**DATA EXCERPTS**
— BEGIN —

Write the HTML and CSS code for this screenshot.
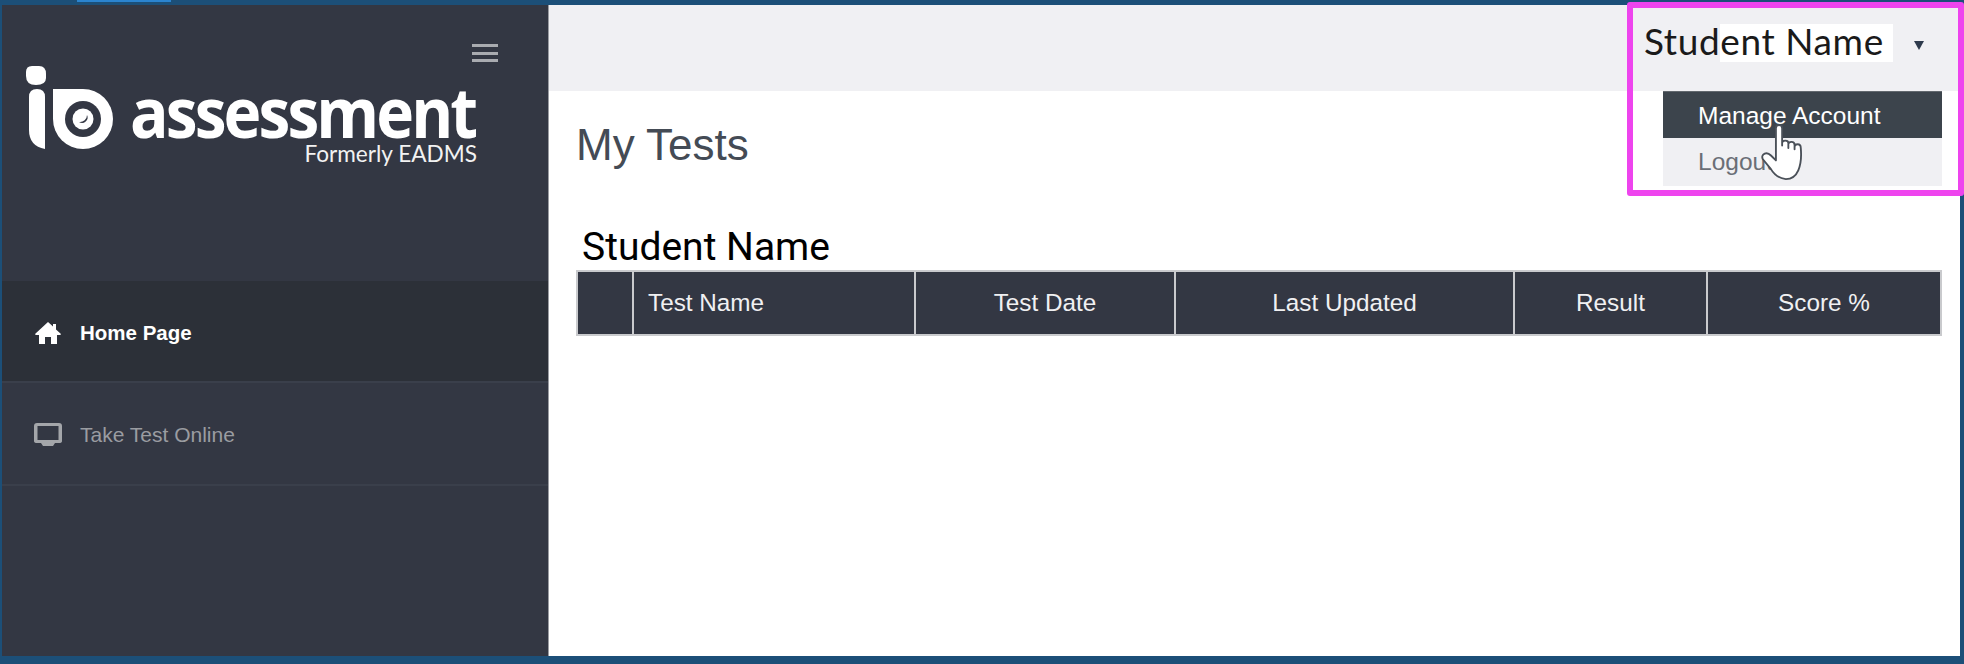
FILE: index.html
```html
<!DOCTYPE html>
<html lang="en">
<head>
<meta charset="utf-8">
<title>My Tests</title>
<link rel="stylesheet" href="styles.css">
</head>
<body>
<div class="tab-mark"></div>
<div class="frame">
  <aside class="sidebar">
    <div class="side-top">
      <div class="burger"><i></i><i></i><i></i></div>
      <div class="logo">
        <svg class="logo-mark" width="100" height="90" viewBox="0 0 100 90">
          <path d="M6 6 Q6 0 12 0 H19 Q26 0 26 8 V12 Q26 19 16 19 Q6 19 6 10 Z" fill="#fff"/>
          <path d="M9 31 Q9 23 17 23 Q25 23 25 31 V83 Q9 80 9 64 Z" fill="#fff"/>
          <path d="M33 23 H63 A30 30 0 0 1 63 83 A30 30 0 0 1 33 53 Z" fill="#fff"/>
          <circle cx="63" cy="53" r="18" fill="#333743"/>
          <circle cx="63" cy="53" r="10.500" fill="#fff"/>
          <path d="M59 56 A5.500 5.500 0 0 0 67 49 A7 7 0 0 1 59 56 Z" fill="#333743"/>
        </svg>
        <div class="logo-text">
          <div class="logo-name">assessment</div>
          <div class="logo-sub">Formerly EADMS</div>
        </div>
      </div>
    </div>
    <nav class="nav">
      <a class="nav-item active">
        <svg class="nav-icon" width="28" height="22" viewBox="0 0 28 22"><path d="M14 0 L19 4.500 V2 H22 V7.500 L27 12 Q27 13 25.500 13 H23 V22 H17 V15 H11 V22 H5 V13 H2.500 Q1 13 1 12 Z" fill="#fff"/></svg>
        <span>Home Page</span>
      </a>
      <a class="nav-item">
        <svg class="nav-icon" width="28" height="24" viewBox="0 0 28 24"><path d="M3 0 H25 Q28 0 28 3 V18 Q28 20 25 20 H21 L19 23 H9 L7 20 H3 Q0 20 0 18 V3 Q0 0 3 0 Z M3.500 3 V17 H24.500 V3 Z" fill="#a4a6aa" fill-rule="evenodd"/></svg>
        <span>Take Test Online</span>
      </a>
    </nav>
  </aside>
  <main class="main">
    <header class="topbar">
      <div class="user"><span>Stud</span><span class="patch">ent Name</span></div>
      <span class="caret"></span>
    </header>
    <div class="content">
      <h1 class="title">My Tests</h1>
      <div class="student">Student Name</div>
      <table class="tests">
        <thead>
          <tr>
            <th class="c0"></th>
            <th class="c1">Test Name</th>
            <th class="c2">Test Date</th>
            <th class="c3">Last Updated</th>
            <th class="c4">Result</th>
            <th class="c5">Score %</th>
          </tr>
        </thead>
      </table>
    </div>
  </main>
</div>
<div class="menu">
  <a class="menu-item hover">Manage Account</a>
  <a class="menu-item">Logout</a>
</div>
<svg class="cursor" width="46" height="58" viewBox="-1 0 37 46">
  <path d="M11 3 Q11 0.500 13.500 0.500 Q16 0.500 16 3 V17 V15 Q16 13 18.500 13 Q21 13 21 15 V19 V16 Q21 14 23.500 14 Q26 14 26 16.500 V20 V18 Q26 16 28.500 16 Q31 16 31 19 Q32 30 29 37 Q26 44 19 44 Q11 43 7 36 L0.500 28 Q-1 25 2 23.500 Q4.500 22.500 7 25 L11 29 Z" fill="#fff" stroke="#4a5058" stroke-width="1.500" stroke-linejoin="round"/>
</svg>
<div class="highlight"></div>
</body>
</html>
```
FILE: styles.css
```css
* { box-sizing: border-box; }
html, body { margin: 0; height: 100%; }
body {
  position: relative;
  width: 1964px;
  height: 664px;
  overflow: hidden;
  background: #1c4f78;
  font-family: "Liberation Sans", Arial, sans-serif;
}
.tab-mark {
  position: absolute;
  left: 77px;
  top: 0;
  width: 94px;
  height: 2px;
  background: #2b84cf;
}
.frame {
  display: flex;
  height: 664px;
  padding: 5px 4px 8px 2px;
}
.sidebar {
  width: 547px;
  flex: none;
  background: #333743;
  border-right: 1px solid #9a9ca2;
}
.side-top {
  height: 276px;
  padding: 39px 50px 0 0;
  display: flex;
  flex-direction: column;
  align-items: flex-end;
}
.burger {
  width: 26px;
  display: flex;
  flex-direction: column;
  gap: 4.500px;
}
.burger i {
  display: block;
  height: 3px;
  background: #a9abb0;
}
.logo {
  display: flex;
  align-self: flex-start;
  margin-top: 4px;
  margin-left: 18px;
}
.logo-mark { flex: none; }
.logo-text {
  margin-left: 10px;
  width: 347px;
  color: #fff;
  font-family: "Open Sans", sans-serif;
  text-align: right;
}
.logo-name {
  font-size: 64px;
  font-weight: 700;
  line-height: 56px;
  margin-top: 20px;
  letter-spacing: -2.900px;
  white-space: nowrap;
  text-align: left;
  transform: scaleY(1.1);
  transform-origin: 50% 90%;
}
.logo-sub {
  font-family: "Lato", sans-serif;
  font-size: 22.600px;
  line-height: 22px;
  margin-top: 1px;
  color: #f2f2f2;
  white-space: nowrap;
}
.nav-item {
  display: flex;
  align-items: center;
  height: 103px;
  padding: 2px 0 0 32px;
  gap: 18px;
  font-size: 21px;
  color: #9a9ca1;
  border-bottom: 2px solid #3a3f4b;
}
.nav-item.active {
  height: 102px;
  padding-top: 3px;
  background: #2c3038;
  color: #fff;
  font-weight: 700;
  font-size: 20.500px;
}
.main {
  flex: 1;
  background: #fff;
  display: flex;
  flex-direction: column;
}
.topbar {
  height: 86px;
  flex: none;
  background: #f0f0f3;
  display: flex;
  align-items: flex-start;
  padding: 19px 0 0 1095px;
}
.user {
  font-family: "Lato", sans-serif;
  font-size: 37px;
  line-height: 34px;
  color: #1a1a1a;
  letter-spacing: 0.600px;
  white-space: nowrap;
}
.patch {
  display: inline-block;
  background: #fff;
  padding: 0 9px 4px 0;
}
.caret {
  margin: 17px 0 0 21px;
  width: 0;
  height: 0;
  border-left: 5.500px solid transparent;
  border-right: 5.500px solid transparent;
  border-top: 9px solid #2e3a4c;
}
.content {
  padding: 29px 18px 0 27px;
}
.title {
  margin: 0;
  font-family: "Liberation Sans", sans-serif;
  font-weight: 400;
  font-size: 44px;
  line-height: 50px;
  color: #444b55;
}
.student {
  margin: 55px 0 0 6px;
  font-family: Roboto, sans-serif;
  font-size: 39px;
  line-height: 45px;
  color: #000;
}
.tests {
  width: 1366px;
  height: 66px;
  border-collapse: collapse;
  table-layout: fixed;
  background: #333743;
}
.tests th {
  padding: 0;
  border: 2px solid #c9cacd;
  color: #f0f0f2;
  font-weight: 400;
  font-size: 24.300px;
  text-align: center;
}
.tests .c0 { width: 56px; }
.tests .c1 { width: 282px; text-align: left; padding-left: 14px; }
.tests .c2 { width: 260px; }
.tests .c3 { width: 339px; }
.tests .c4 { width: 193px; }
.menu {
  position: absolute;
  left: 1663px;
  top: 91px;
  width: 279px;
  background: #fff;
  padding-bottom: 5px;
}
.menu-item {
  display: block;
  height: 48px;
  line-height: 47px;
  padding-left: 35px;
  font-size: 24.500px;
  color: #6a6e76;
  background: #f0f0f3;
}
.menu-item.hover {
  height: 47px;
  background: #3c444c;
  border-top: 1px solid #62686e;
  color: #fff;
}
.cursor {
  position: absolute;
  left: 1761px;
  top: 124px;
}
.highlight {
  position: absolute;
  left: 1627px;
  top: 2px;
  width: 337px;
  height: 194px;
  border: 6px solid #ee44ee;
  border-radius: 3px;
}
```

— END —
— BEGIN —

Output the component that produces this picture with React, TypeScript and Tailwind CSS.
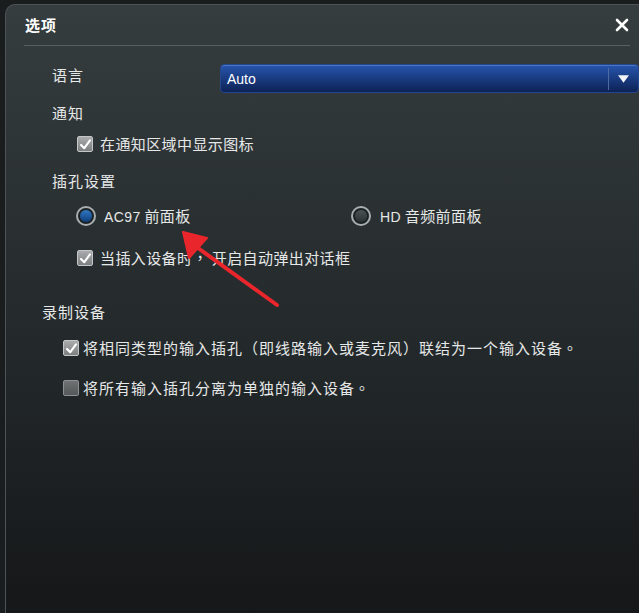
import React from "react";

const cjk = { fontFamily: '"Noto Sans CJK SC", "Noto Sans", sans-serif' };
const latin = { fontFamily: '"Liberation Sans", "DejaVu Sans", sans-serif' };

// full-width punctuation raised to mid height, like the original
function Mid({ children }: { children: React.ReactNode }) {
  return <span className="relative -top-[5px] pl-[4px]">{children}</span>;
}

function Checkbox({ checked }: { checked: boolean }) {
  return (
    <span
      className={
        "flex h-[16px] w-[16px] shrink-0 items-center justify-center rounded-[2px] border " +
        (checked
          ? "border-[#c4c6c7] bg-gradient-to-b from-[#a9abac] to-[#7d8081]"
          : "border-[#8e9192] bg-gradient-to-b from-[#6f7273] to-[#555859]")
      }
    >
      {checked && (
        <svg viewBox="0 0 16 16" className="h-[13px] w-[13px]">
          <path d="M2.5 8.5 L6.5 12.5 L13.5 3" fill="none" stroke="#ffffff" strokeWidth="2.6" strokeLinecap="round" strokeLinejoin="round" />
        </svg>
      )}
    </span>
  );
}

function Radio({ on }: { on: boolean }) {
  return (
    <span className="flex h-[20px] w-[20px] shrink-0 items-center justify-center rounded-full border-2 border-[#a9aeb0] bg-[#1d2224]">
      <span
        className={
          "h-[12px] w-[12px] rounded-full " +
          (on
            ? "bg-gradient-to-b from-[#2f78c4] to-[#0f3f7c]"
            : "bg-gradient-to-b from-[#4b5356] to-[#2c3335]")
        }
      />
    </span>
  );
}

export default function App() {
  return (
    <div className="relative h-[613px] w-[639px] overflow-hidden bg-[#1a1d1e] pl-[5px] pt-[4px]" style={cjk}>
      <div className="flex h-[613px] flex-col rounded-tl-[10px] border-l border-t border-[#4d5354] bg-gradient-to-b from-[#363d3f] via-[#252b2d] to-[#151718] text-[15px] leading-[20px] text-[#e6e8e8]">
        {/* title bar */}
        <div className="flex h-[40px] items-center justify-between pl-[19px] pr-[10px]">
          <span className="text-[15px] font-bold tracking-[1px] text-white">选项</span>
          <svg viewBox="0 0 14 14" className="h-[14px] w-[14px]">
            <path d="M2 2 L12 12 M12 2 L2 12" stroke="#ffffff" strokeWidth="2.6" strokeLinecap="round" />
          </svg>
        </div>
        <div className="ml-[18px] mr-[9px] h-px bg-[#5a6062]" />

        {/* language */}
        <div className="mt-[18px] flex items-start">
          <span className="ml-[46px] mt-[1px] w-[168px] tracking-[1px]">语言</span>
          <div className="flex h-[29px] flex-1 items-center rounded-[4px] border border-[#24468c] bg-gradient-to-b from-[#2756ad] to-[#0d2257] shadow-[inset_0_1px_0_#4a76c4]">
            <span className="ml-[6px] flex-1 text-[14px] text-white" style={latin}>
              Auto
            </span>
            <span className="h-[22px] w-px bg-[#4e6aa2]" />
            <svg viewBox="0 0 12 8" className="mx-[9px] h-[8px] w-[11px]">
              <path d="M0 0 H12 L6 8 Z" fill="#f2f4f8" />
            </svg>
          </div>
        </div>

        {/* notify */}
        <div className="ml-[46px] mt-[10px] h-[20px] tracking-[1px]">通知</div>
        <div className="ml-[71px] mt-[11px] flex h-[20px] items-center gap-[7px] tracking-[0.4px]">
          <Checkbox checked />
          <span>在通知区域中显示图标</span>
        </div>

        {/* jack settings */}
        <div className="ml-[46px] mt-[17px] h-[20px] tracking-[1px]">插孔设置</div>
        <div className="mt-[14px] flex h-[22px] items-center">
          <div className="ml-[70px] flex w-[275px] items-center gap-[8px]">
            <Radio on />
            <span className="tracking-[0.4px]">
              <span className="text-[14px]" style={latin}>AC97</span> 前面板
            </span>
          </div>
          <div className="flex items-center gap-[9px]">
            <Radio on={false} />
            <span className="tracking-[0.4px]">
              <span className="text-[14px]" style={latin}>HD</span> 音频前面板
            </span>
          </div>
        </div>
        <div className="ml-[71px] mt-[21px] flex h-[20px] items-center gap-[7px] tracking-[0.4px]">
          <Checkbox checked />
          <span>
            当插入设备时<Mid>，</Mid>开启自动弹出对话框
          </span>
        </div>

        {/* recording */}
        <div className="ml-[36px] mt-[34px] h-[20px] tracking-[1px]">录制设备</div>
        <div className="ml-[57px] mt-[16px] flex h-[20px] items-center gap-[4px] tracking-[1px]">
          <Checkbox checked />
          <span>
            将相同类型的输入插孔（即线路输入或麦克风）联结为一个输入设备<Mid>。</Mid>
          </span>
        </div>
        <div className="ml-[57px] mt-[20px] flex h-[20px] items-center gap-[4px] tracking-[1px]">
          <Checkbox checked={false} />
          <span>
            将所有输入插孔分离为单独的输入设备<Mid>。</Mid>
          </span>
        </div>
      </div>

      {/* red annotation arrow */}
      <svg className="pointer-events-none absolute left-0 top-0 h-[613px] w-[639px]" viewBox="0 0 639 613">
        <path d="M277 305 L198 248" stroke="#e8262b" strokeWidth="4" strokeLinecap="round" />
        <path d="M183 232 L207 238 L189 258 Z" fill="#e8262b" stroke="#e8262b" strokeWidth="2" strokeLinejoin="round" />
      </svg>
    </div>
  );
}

— END —

**STATED EXERCISE**
Return each line where "this" shows up.

**THE REPLY**
Write the HTML and CSS code for this screenshot.
Output the component that produces this picture with React, TypeScript and Tailwind CSS.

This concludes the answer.